Tapi di tengah kesulitan itu, kami tetap merasa semangat. "Sama seperti hidup kita, kan? Kadang jalan terasa terjal, tapi kita harus tetap maju. Kalau kita berhenti, kita nggak akan sampai," kata Pak Budi dengan penuh filosofi. Kami tertawa, meskipun dengan rasa kelelahan.
Akhirnya sekitar pukul 14.00, kami sampai di Gua Maria Giriwening. Suasana yang sejuk dan tenang di sini membuat kami merasa sangat terhubung dengan alam. "Tempat ini seolah mengajarkan kita bahwa untuk menemukan ketenangan sejati, kita harus melewati kesulitan dan tantangan dalam hidup kita," kata Bu Alex.
Kami pun melaksanakan doa Rosario dengan khusyuk, berharap agar perjalanan ini memberi kekuatan baru untuk menghadapi segala ujian dalam hidup.
4. Spiritualitas dan Keindahan Alam di Gua Maria Sriningsih
Jam menunjukkan sekitar pukul 15.00, kami melanjutkan perjalanan menuju Gua Maria Sriningsih di Boyolali. Gua ini dikenal dengan pemandangannya yang luar biasa indah dan penuh kedamaian. Lokasi ini juga menjadi tempat bagi banyak umat untuk berdoa dan merenung. “Tempat ini benar-benar luar biasa, Pak!
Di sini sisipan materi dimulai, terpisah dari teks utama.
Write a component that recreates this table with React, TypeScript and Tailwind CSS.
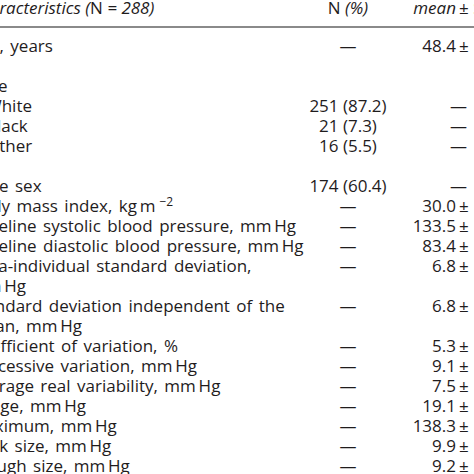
import React from 'react';

type Row = {
  label?: React.ReactNode;
  indent?: boolean;
  n?: string;
  mean?: string;
};

const HG = 'mm\u2009Hg';

const rows: Row[] = [
  { label: 'Age, years', n: '—', mean: '48.4' },
  {},
  { label: 'Race' },
  { label: 'White', indent: true, n: '251 (87.2)', mean: '—' },
  { label: 'Black', indent: true, n: '21 (7.3)', mean: '—' },
  { label: 'Other', indent: true, n: '16 (5.5)', mean: '—' },
  {},
  { label: 'Male sex', n: '174 (60.4)', mean: '—' },
  {
    label: (
      <>
        Body mass index, kg{'\u2009'}m
        <sup className="ml-[4px] text-[12px]">−2</sup>
      </>
    ),
    n: '—',
    mean: '30.0',
  },
  { label: `Baseline systolic blood pressure, ${HG}`, n: '—', mean: '133.5' },
  { label: `Baseline diastolic blood pressure, ${HG}`, n: '—', mean: '83.4' },
  { label: 'Intra-individual standard deviation,', n: '—', mean: '6.8' },
  { label: HG },
  { label: 'Standard deviation independent of the', n: '—', mean: '6.8' },
  { label: `mean, ${HG}` },
  { label: 'Coefficient of variation, %', n: '—', mean: '5.3' },
  { label: `Successive variation, ${HG}`, n: '—', mean: '9.1' },
  { label: `Average real variability, ${HG}`, n: '—', mean: '7.5' },
  { label: `Range, ${HG}`, n: '—', mean: '19.1' },
  { label: `Maximum, ${HG}`, n: '—', mean: '138.3' },
  { label: `Peak size, ${HG}`, n: '—', mean: '9.9' },
  { label: `Trough size, ${HG}`, n: '—', mean: '9.2' },
];

function MeanCell({ value }: { value?: string }) {
  if (!value) return <div />;
  if (value === '—') {
    return (
      <div className="flex">
        <span className="w-[54px]" />
        <span>—</span>
      </div>
    );
  }
  return (
    <div className="flex">
      <span className="w-[60px] text-right">{value}</span>
      <span className="ml-[3px]">±</span>
    </div>
  );
}

export default function App() {
  return (
    <div className="w-[474px] h-[474px] overflow-hidden bg-white text-[#1f1c1d] font-['Open_Sans',sans-serif] text-[17px]">
      <div className="ml-[-30px] w-[570px]">
        <div className="grid grid-cols-[330px_96px_144px] h-5 leading-5 mt-[-2px] italic whitespace-nowrap">
          <div>
            Characteristics (<span className="not-italic">N</span> = 288)
          </div>
          <div className="text-center">
            <span className="not-italic">N</span> (%)
          </div>
          <div className="flex">
            <span className="w-[60px] text-right">mean</span>
            <span className="ml-[3px] not-italic">± SD</span>
          </div>
        </div>
        <div className="mt-2 h-[1.5px] bg-[#8a8a8a]" />
        <div className="mt-[8.5px]">
          {rows.map((r, i) => (
            <div key={i} className="grid grid-cols-[330px_96px_144px] h-5 leading-5 whitespace-nowrap">
              <div className={r.indent ? 'pl-[16px] [word-spacing:2px]' : '[word-spacing:2px]'}>{r.label}</div>
              <div className="text-center">{r.n}</div>
              <MeanCell value={r.mean} />
            </div>
          ))}
        </div>
      </div>
    </div>
  );
}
Seperti alam dan Tuhan bekerja sama untuk memberikan kedamaian,” kata Evan dengan penuh kekaguman.
Di sini kami merasa lebih tenang. Setiap doa yang kami ucapkan terasa lebih mendalam. "Di sini kita merasa lebih dekat dengan Tuhan dan alam," kata Bu Budi. “Tempat-tempat seperti ini mengingatkan kita untuk terus bersyukur atas segala karunia Tuhan.”
5. Keberanian dan Kekuatan dalam Setiap Langkah: Gua Maria Mawar
Malam mulai merangkak, dan kami tiba di Gua Maria Mawar di Boyolali sekitar pukul 18.00. Jalanan menuju gua ini sudah sangat gelap dan sempit, tetapi kami merasa bahwa semakin jauh kami berjalan, semakin besar keberanian yang kami rasakan.
“Gila, sih, jalanannya kayak trek off-road,” kata Berto, yang mulai merasa sedikit takut.
Namun, kami semua tahu bahwa perjalanan ini mengajarkan kami lebih banyak tentang keberanian dan kekuatan hati. “Jangan takut, ini hanya bagian dari perjalanan. Kalau kita bisa menghadapi jalan terjal, kita bisa menghadapi apa saja,” kata Pak Budi sambil tersenyum.
6. Penutupan dan Kedamaian di Watu Lawang
St. Mikael |
Perjalanan kami ditutup di Taman Doa Watu Lawang sekitar pukul 20.00. Udara malam yang dingin membuat suasana semakin damai. Kami berdoa Rosario bersama di sana, meresapi makna setiap kata dalam doa kami.
“Perjalanan ini benar-benar mengubah cara pandang saya tentang hidup,” kata Pak Alex. "Terkadang, kita harus pergi jauh untuk menemukan kedamaian dalam diri kita sendiri."
Setelah berdoa dan mengambil air suci sebagai kenang-kenangan, kami melanjutkan perjalanan untuk makan malam. Kami berhenti di sebuah warung nasi penyet di pinggir jalan, di perbatasan Salatiga. "Ini baru petualangan lengkap, setelah doa dan doa, akhirnya makan juga," kata Berto, mengingatkan kami bahwa terkadang, kebahagiaan bisa ditemukan dalam hal-hal sederhana.
Kami tertawa bersama, merasakan kedamaian yang tidak hanya datang dari tempat-tempat yang kami kunjungi, tetapi juga dari kebersamaan dan pengertian yang kami miliki satu sama lain.Refleksi: Kehidupan Adalah Perjalanan Spiritual
Perjalanan ini telah membawa kami pada kedamaian yang lebih dalam. Seperti yang pernah dikatakan oleh Mahatma Gandhi, "Kedamaian datang dari dalam diri kita sendiri." Setiap gua, setiap doa, dan setiap perjalanan ini mengingatkan kami bahwa hidup adalah perjalanan spiritual yang tidak hanya mengandalkan tempat-tempat, tetapi juga niat dan hati yang penuh dengan rasa syukur dan cinta.